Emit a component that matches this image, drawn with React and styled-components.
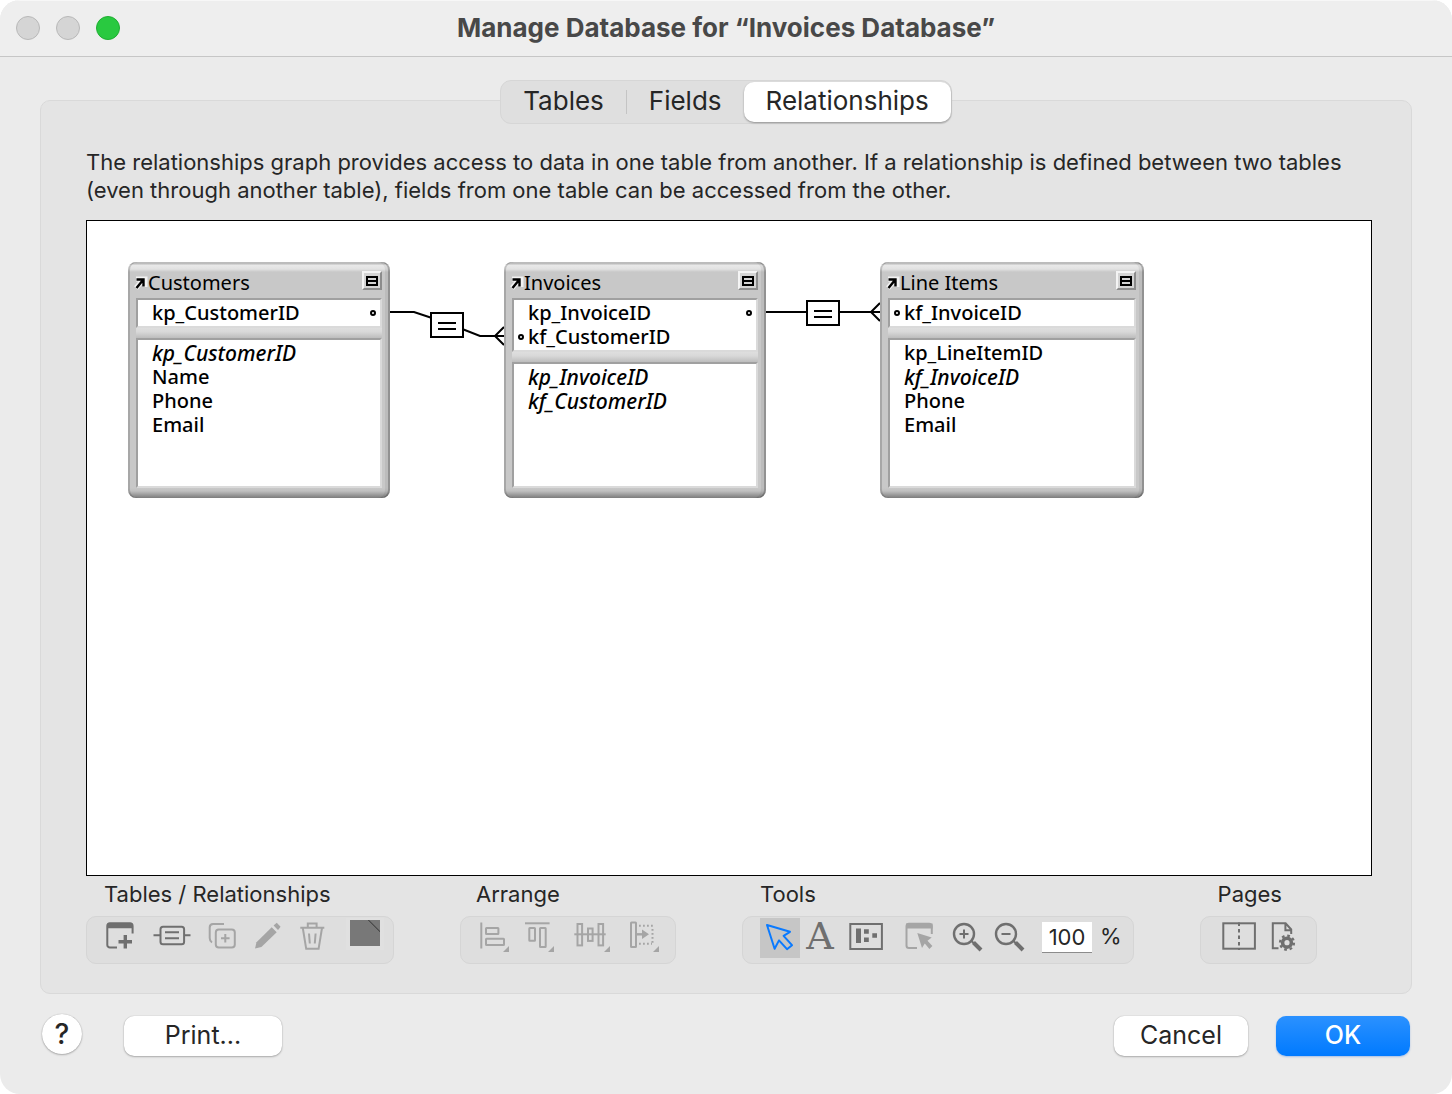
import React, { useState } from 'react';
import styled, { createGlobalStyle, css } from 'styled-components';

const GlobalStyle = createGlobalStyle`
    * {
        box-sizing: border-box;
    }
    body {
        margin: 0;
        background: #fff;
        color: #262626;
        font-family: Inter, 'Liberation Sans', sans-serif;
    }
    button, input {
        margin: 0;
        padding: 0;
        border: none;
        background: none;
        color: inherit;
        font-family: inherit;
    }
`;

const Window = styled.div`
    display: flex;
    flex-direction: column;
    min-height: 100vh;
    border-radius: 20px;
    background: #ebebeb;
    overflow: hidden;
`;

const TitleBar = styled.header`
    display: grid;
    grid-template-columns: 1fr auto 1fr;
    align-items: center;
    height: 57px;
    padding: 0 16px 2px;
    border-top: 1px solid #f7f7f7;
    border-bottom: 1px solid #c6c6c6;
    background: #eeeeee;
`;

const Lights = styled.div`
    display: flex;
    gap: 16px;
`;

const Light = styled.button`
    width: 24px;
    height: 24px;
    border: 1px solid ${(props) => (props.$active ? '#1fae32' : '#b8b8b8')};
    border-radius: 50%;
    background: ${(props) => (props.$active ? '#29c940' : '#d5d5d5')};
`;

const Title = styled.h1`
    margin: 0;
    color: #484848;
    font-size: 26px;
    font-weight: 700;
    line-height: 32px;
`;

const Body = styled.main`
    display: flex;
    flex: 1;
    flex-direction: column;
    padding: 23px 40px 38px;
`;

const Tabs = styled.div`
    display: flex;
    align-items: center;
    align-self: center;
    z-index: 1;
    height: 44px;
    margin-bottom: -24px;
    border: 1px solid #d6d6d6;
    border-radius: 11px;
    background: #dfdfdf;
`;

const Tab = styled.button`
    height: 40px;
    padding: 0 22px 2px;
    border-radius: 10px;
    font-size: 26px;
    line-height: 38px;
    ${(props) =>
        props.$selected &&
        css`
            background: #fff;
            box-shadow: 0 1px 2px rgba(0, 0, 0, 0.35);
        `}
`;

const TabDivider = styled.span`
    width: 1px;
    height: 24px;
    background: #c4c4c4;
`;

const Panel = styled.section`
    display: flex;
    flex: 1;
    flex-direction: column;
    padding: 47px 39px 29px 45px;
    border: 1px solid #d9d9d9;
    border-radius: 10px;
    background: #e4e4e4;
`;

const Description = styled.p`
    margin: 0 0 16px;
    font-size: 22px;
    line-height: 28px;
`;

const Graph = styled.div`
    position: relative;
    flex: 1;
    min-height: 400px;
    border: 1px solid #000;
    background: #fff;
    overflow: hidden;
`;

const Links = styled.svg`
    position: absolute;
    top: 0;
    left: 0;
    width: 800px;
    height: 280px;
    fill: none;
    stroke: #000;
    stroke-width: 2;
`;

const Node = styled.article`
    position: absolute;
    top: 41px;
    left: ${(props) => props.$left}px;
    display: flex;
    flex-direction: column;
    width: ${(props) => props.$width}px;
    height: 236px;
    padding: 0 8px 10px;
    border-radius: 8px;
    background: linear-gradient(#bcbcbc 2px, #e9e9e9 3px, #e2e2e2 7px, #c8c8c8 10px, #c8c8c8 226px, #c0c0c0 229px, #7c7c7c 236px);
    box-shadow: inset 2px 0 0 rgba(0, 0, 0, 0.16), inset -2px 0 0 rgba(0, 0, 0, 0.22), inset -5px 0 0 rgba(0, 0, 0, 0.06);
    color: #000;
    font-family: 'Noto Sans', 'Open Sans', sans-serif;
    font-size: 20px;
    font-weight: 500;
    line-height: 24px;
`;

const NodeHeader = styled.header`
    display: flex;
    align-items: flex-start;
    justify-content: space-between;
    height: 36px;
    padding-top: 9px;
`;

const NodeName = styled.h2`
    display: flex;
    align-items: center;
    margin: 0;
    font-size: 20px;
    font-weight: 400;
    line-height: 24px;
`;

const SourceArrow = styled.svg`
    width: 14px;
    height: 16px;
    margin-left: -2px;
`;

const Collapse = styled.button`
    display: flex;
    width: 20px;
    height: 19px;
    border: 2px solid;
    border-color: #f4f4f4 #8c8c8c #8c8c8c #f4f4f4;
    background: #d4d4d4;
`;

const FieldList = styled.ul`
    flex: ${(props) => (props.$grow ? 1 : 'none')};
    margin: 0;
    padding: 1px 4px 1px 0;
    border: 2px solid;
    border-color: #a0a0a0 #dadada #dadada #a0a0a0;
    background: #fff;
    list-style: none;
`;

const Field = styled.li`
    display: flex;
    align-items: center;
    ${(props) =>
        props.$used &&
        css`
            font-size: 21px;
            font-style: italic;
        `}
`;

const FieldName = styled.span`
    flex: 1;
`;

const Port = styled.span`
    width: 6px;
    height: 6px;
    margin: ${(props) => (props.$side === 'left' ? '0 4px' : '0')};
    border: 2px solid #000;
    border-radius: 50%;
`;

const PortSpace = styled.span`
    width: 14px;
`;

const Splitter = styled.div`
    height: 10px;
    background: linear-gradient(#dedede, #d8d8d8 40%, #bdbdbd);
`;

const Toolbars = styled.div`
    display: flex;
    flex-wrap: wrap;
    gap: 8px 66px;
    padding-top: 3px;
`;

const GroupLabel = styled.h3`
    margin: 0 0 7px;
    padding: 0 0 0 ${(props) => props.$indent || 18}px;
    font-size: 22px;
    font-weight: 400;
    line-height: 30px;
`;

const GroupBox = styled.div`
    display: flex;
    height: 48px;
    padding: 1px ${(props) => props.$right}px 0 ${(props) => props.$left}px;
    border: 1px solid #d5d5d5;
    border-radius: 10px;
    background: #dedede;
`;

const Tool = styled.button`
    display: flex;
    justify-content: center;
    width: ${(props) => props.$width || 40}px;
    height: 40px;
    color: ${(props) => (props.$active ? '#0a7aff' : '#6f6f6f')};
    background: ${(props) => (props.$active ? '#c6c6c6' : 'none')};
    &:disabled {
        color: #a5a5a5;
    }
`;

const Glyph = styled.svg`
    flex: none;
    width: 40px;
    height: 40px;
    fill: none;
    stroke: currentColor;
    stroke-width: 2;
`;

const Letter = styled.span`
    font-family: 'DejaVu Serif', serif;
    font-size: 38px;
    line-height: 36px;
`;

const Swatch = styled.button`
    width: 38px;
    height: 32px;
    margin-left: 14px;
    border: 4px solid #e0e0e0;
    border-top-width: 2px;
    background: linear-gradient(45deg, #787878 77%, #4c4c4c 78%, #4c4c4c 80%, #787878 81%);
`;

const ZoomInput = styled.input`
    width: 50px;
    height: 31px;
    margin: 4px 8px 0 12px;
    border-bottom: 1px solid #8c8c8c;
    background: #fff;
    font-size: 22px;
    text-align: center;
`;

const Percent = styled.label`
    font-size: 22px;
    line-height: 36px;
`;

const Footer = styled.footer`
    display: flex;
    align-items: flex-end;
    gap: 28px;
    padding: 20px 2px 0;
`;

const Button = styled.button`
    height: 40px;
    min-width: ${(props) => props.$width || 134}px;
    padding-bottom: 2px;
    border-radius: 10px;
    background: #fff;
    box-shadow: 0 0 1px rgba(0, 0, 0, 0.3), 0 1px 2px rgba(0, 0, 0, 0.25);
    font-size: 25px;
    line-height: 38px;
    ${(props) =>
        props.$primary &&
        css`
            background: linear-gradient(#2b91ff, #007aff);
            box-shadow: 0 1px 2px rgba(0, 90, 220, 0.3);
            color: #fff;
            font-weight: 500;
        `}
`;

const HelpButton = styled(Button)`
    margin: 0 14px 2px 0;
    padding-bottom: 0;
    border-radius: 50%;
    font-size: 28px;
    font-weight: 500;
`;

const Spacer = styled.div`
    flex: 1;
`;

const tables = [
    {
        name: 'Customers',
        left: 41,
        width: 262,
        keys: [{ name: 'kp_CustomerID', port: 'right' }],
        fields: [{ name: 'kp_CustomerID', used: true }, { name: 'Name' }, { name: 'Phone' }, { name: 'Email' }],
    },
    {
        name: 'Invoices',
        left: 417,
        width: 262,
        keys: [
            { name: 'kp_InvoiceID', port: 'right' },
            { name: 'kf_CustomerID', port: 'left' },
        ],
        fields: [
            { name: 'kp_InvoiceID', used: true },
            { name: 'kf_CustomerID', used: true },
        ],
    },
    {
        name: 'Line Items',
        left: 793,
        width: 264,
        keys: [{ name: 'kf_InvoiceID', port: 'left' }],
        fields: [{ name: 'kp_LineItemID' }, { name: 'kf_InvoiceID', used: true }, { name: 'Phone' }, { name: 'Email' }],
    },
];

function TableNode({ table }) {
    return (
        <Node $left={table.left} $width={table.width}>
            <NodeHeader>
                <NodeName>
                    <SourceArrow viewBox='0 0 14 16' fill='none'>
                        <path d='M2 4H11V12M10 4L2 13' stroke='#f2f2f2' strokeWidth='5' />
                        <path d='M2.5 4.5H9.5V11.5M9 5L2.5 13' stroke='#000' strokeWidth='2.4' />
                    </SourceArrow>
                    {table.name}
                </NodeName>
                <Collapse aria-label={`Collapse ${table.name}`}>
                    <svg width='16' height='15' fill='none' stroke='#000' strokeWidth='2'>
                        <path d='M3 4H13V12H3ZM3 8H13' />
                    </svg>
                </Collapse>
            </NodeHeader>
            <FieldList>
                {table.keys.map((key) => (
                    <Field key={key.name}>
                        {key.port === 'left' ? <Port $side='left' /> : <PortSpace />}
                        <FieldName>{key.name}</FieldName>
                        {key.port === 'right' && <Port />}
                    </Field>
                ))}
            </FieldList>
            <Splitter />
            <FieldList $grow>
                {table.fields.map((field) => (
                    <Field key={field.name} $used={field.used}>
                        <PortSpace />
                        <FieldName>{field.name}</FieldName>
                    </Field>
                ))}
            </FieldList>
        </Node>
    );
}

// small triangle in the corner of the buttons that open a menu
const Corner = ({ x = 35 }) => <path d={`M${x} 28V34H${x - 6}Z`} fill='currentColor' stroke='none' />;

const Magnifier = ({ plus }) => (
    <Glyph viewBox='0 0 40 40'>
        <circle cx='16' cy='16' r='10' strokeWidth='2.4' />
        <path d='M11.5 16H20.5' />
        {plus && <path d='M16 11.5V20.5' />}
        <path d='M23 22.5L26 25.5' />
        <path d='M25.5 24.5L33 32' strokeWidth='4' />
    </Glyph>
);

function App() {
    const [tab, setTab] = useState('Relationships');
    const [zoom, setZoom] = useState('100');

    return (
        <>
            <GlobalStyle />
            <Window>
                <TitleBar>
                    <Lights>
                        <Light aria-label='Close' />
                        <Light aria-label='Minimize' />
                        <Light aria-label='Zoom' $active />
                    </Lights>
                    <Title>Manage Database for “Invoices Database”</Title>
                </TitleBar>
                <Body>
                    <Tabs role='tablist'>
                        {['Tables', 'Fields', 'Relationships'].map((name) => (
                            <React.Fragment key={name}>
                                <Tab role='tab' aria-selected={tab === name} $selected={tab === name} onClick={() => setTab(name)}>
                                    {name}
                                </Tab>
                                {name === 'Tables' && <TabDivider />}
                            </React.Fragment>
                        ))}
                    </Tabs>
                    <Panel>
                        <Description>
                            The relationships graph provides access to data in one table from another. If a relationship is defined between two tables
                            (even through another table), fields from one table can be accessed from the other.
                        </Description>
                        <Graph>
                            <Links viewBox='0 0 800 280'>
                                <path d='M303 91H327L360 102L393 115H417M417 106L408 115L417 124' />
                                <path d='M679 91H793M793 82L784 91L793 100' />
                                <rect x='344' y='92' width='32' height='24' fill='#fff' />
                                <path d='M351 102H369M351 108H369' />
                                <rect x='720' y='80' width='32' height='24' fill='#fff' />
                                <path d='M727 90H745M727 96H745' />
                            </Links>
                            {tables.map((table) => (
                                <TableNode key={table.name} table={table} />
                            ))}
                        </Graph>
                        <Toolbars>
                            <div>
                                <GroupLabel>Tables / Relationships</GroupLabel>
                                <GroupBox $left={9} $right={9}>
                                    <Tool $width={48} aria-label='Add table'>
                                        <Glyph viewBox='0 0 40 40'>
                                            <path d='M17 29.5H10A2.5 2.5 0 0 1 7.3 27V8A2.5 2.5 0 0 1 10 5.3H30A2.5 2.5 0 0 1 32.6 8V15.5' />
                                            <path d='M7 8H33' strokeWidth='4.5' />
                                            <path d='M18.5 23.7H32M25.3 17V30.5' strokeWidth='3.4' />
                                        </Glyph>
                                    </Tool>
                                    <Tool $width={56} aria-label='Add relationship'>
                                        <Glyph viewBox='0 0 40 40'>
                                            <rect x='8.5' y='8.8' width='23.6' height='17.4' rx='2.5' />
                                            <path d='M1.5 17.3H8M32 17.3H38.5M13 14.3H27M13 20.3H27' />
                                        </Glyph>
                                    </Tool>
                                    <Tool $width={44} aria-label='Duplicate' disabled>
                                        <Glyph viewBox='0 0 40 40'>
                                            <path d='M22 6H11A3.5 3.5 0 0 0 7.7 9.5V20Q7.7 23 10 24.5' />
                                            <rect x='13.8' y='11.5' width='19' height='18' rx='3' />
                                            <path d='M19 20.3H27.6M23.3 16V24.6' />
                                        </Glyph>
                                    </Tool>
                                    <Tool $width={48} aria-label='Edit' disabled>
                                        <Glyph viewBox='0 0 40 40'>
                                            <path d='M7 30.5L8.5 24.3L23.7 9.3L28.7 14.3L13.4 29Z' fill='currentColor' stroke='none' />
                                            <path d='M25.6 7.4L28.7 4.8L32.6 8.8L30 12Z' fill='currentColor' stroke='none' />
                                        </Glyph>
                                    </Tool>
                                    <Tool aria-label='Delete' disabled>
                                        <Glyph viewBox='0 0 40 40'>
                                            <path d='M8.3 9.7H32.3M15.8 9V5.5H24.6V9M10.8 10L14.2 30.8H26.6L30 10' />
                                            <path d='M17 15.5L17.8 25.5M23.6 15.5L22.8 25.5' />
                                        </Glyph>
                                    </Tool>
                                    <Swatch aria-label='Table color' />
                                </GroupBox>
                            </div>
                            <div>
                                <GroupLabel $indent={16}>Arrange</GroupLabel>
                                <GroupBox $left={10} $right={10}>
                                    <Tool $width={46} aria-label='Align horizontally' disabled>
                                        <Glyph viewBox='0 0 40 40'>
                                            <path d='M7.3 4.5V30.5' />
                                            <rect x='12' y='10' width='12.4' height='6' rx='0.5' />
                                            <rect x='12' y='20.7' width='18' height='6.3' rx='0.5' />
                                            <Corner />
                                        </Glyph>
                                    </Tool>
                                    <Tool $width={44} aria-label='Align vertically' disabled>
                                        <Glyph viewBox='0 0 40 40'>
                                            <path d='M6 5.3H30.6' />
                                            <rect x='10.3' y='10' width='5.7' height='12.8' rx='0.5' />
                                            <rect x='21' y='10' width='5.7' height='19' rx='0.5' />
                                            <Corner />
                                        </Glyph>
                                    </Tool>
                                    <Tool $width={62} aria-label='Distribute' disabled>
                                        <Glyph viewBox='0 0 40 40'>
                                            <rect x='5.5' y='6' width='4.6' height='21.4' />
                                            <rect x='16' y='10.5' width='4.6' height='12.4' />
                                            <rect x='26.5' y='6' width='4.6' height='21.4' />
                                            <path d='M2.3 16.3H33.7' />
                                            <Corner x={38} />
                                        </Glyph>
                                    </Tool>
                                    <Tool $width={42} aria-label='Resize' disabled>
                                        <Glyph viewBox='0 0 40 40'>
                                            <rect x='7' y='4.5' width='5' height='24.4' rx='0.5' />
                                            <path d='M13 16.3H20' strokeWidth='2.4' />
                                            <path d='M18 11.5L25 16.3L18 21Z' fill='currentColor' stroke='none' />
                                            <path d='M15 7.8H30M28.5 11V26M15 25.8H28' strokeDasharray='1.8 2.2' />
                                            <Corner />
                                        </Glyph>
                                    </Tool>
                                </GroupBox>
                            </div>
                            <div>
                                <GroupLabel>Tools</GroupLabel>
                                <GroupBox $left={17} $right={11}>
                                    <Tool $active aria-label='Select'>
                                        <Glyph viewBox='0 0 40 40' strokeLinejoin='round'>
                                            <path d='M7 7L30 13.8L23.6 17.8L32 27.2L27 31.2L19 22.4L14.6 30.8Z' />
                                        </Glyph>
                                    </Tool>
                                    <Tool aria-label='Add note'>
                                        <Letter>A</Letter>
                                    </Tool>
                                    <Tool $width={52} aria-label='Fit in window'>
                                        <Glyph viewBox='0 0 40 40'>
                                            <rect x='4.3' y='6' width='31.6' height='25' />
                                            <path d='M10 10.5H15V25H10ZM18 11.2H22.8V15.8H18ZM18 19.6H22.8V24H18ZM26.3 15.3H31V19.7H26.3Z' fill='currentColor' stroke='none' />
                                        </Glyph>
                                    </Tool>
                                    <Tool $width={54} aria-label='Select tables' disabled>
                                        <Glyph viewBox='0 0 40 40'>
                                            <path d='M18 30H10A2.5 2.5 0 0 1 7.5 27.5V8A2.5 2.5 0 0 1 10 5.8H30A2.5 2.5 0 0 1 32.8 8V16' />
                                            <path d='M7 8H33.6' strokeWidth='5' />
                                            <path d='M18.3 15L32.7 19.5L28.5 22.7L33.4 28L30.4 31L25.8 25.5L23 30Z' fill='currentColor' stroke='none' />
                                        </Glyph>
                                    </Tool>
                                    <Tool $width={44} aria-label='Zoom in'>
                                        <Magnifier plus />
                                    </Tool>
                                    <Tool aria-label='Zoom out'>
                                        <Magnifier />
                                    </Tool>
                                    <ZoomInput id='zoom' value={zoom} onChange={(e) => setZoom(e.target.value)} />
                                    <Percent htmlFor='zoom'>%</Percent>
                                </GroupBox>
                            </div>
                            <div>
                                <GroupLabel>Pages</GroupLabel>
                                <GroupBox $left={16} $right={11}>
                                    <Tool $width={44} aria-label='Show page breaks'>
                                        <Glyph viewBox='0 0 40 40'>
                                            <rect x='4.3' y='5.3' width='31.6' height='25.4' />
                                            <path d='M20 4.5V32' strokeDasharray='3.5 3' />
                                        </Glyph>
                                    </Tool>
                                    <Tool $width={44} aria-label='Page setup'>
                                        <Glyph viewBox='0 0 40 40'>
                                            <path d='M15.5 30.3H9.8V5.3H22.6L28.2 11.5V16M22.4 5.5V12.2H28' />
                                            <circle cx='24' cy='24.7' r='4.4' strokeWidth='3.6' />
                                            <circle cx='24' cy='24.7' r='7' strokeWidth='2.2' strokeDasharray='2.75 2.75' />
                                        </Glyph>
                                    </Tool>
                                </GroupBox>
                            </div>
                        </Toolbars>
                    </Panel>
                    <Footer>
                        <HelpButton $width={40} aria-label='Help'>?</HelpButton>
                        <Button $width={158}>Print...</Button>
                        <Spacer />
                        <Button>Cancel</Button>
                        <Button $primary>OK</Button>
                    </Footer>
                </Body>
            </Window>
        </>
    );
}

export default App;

[What is needed]:
Your task is to pick out every line with the string "that" and copy it.

[Full solution]:
Emit a component that matches this image, drawn with React and styled-components.
// small triangle in the corner of the buttons that open a menu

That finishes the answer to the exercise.